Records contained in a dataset
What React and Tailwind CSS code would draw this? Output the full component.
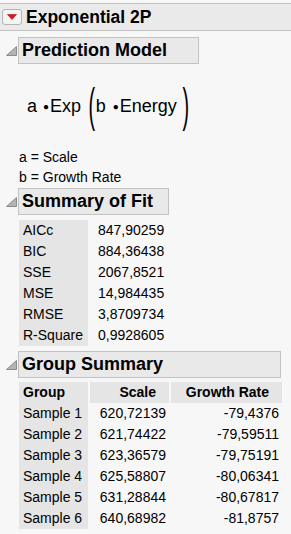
import React from 'react'

const fitRows = [
  ['AICc', '847,90259'],
  ['BIC', '884,36438'],
  ['SSE', '2067,8521'],
  ['MSE', '14,984435'],
  ['RMSE', '3,8709734'],
  ['R-Square', '0,9928605'],
]

const groupRows = [
  ['Sample 1', '620,72139', '-79,4376'],
  ['Sample 2', '621,74422', '-79,59511'],
  ['Sample 3', '623,36579', '-79,75191'],
  ['Sample 4', '625,58807', '-80,06341'],
  ['Sample 5', '631,28844', '-80,67817'],
  ['Sample 6', '640,68982', '-81,8757'],
]

function Disclosure() {
  return (
    <svg width="13" height="12" viewBox="0 0 13 12" className="shrink-0 ml-[5px]">
      <path d="M1.5 10.5 L11.5 1.5 L11.5 10.5 Z" fill="#b4b4b4" stroke="#8c8c8c" strokeWidth="1" strokeLinejoin="round" />
    </svg>
  )
}

function Heading({ title, width }) {
  return (
    <div className="flex items-center">
      <Disclosure />
      <div className={`h-[27px] flex items-center pl-[3px] border border-[#c2c2c2] bg-[#e9e9e9] text-[18px] font-bold text-black ${width}`}>
        {title}
      </div>
    </div>
  )
}

export default function App() {
  return (
    <div className="w-[291px] h-[534px] overflow-hidden bg-[#f7f7f7] pt-[3px] text-black" style={{ fontFamily: '"Liberation Sans", Arial, sans-serif' }}>
      {/* Top bar */}
      <div className="h-[28px] border-y border-[#c2c2c2] bg-[#eaeaea] flex items-center pl-[2px]">
        <div className="w-[20px] h-[16px] rounded-[3px] border border-[#b5b5b5] bg-[#f4f4f4] flex items-center justify-center">
          <svg width="10" height="6" viewBox="0 0 10 6">
            <path d="M0.5 0.5 L9.5 0.5 L5 5.5 Z" fill="#e0151b" stroke="#b00c10" strokeWidth="0.6" />
          </svg>
        </div>
        <span className="ml-[4px] text-[17.5px] font-bold">Exponential 2P</span>
      </div>

      {/* Prediction Model */}
      <div className="mt-[6px]">
        <Heading title="Prediction Model" width="w-[181px]" />
      </div>

      <div className="mt-[19px] pl-[27px] h-[46px] flex items-center text-[18px]">
        <span>a</span>
        <span className="text-[10px] ml-[6px] mr-[1px]">●</span>
        <span>Exp</span>
        <span className="ml-[3px] text-[47px] leading-none scale-x-[0.42] -translate-y-[2px]">(</span>
        <span className="-ml-[4px]">b</span>
        <span className="text-[10px] ml-[7px] mr-[1px]">●</span>
        <span>Energy</span>
        <span className="ml-[1px] text-[47px] leading-none scale-x-[0.42] -translate-y-[2px]">)</span>
      </div>

      <div className="mt-[18px] pl-[19px] text-[14px] leading-[20px]">
        <div>a = Scale</div>
        <div>b = Growth Rate</div>
      </div>

      {/* Summary of Fit */}
      <div className="mt-[1px]">
        <Heading title="Summary of Fit" width="w-[151px]" />
      </div>
      <div className="mt-[5px] ml-[19px] grid grid-cols-[69px_auto] text-[14px]">
        {fitRows.map(([k, v]) => (
          <React.Fragment key={k}>
            <div className="h-[21px] flex items-center pl-[4px] bg-[#e5e5e5]">{k}</div>
            <div className="h-[21px] flex items-center pl-[10px]">{v}</div>
          </React.Fragment>
        ))}
      </div>

      {/* Group Summary */}
      <div className="mt-[5px]">
        <Heading title="Group Summary" width="w-[263px]" />
      </div>
      <div className="mt-[4px] ml-[19px] grid grid-cols-[69px_79px_111px] gap-x-[2px] text-[14px]">
        <div className="h-[21px] flex items-center pl-[4px] bg-[#e5e5e5] font-bold">Group</div>
        <div className="h-[21px] flex items-center justify-end pr-[13px] bg-[#e5e5e5] font-bold">Scale</div>
        <div className="h-[21px] flex items-center justify-end pr-[13px] bg-[#e5e5e5] font-bold">Growth Rate</div>
        {groupRows.map(([g, s, r]) => (
          <React.Fragment key={g}>
            <div className="h-[21px] flex items-center pl-[4px] bg-[#e5e5e5]">{g}</div>
            <div className="h-[21px] flex items-center justify-end pr-[3px]">{s}</div>
            <div className="h-[21px] flex items-center justify-end pr-[3px]">{r}</div>
          </React.Fragment>
        ))}
      </div>
    </div>
  )
}
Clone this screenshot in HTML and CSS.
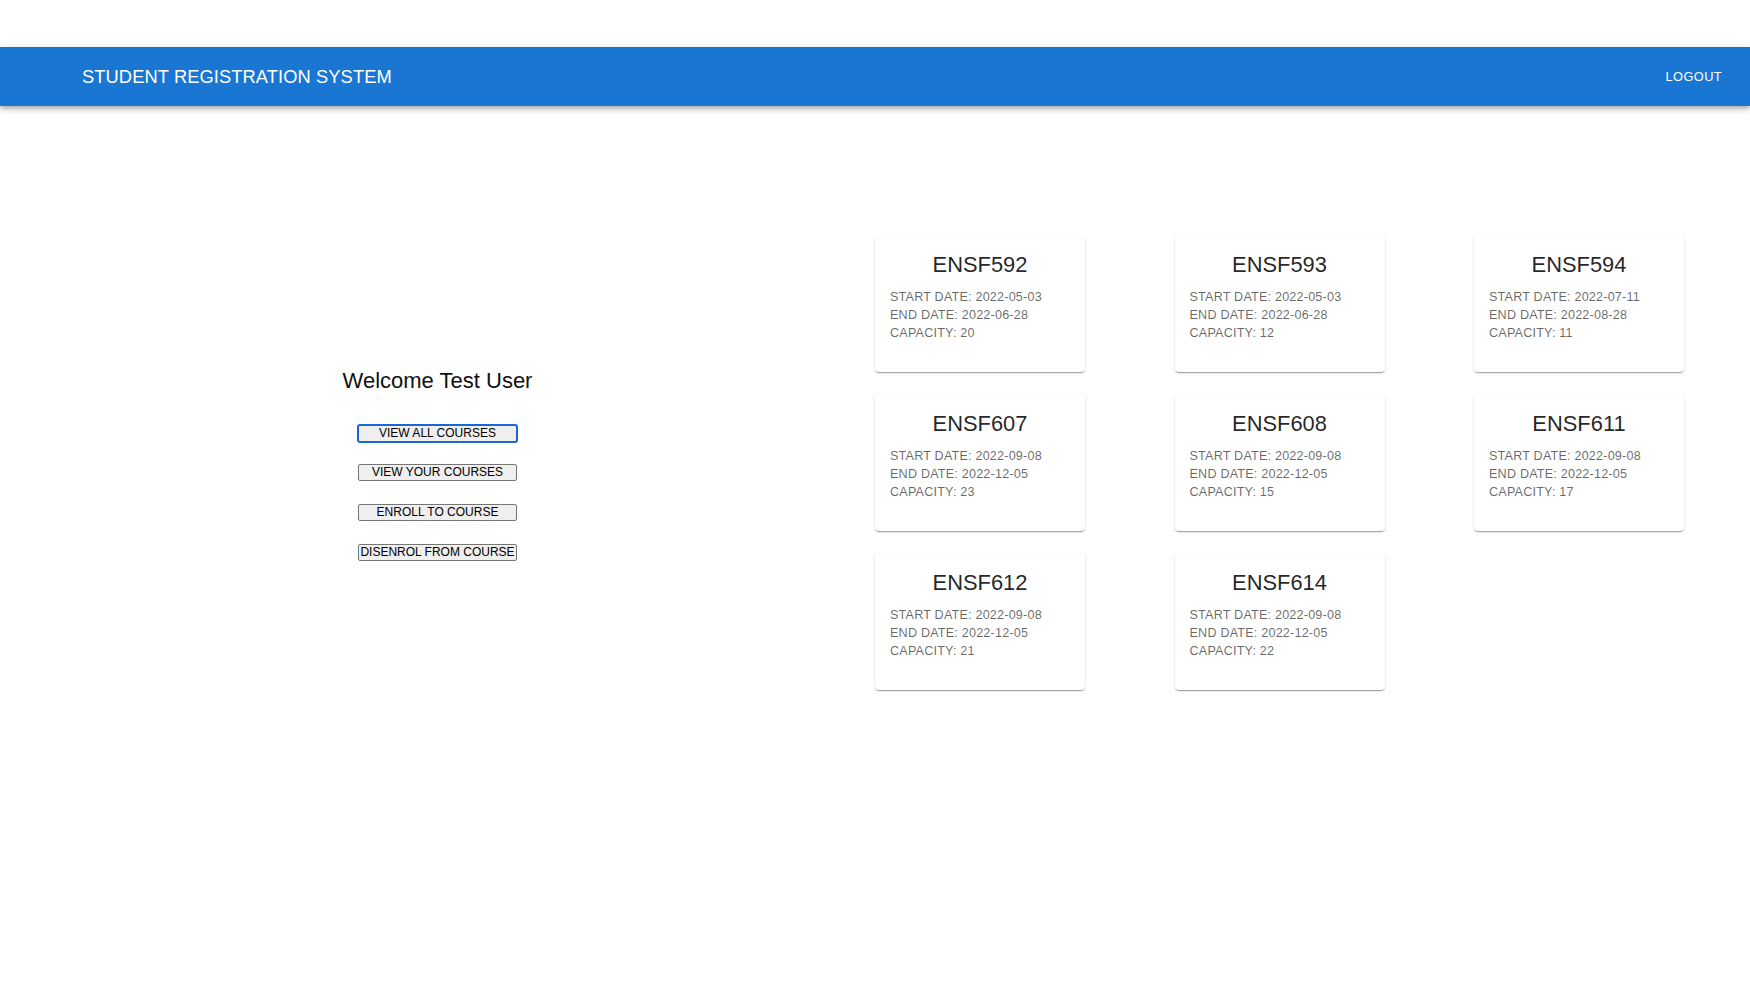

▸ **Set task**
Reproduce the listing word for word and omit its pictures.

▸ **Final result**
What React and Tailwind CSS code would draw this? Output the full component.
import React from 'react'

const fitRows = [
  ['AICc', '847,90259'],
  ['BIC', '884,36438'],
  ['SSE', '2067,8521'],
  ['MSE', '14,984435'],
  ['RMSE', '3,8709734'],
  ['R-Square', '0,9928605'],
]

const groupRows = [
  ['Sample 1', '620,72139', '-79,4376'],
  ['Sample 2', '621,74422', '-79,59511'],
  ['Sample 3', '623,36579', '-79,75191'],
  ['Sample 4', '625,58807', '-80,06341'],
  ['Sample 5', '631,28844', '-80,67817'],
  ['Sample 6', '640,68982', '-81,8757'],
]

function Disclosure() {
  return (
    <svg width="13" height="12" viewBox="0 0 13 12" className="shrink-0 ml-[5px]">
      <path d="M1.5 10.5 L11.5 1.5 L11.5 10.5 Z" fill="#b4b4b4" stroke="#8c8c8c" strokeWidth="1" strokeLinejoin="round" />
    </svg>
  )
}

function Heading({ title, width }) {
  return (
    <div className="flex items-center">
      <Disclosure />
      <div className={`h-[27px] flex items-center pl-[3px] border border-[#c2c2c2] bg-[#e9e9e9] text-[18px] font-bold text-black ${width}`}>
        {title}
      </div>
    </div>
  )
}

export default function App() {
  return (
    <div className="w-[291px] h-[534px] overflow-hidden bg-[#f7f7f7] pt-[3px] text-black" style={{ fontFamily: '"Liberation Sans", Arial, sans-serif' }}>
      {/* Top bar */}
      <div className="h-[28px] border-y border-[#c2c2c2] bg-[#eaeaea] flex items-center pl-[2px]">
        <div className="w-[20px] h-[16px] rounded-[3px] border border-[#b5b5b5] bg-[#f4f4f4] flex items-center justify-center">
          <svg width="10" height="6" viewBox="0 0 10 6">
            <path d="M0.5 0.5 L9.5 0.5 L5 5.5 Z" fill="#e0151b" stroke="#b00c10" strokeWidth="0.6" />
          </svg>
        </div>
        <span className="ml-[4px] text-[17.5px] font-bold">Exponential 2P</span>
      </div>

      {/* Prediction Model */}
      <div className="mt-[6px]">
        <Heading title="Prediction Model" width="w-[181px]" />
      </div>

      <div className="mt-[19px] pl-[27px] h-[46px] flex items-center text-[18px]">
        <span>a</span>
        <span className="text-[10px] ml-[6px] mr-[1px]">●</span>
        <span>Exp</span>
        <span className="ml-[3px] text-[47px] leading-none scale-x-[0.42] -translate-y-[2px]">(</span>
        <span className="-ml-[4px]">b</span>
        <span className="text-[10px] ml-[7px] mr-[1px]">●</span>
        <span>Energy</span>
        <span className="ml-[1px] text-[47px] leading-none scale-x-[0.42] -translate-y-[2px]">)</span>
      </div>

      <div className="mt-[18px] pl-[19px] text-[14px] leading-[20px]">
        <div>a = Scale</div>
        <div>b = Growth Rate</div>
      </div>

      {/* Summary of Fit */}
      <div className="mt-[1px]">
        <Heading title="Summary of Fit" width="w-[151px]" />
      </div>
      <div className="mt-[5px] ml-[19px] grid grid-cols-[69px_auto] text-[14px]">
        {fitRows.map(([k, v]) => (
          <React.Fragment key={k}>
            <div className="h-[21px] flex items-center pl-[4px] bg-[#e5e5e5]">{k}</div>
            <div className="h-[21px] flex items-center pl-[10px]">{v}</div>
          </React.Fragment>
        ))}
      </div>

      {/* Group Summary */}
      <div className="mt-[5px]">
        <Heading title="Group Summary" width="w-[263px]" />
      </div>
      <div className="mt-[4px] ml-[19px] grid grid-cols-[69px_79px_111px] gap-x-[2px] text-[14px]">
        <div className="h-[21px] flex items-center pl-[4px] bg-[#e5e5e5] font-bold">Group</div>
        <div className="h-[21px] flex items-center justify-end pr-[13px] bg-[#e5e5e5] font-bold">Scale</div>
        <div className="h-[21px] flex items-center justify-end pr-[13px] bg-[#e5e5e5] font-bold">Growth Rate</div>
        {groupRows.map(([g, s, r]) => (
          <React.Fragment key={g}>
            <div className="h-[21px] flex items-center pl-[4px] bg-[#e5e5e5]">{g}</div>
            <div className="h-[21px] flex items-center justify-end pr-[3px]">{s}</div>
            <div className="h-[21px] flex items-center justify-end pr-[3px]">{r}</div>
          </React.Fragment>
        ))}
      </div>
    </div>
  )
}
Clone this screenshot in HTML and CSS.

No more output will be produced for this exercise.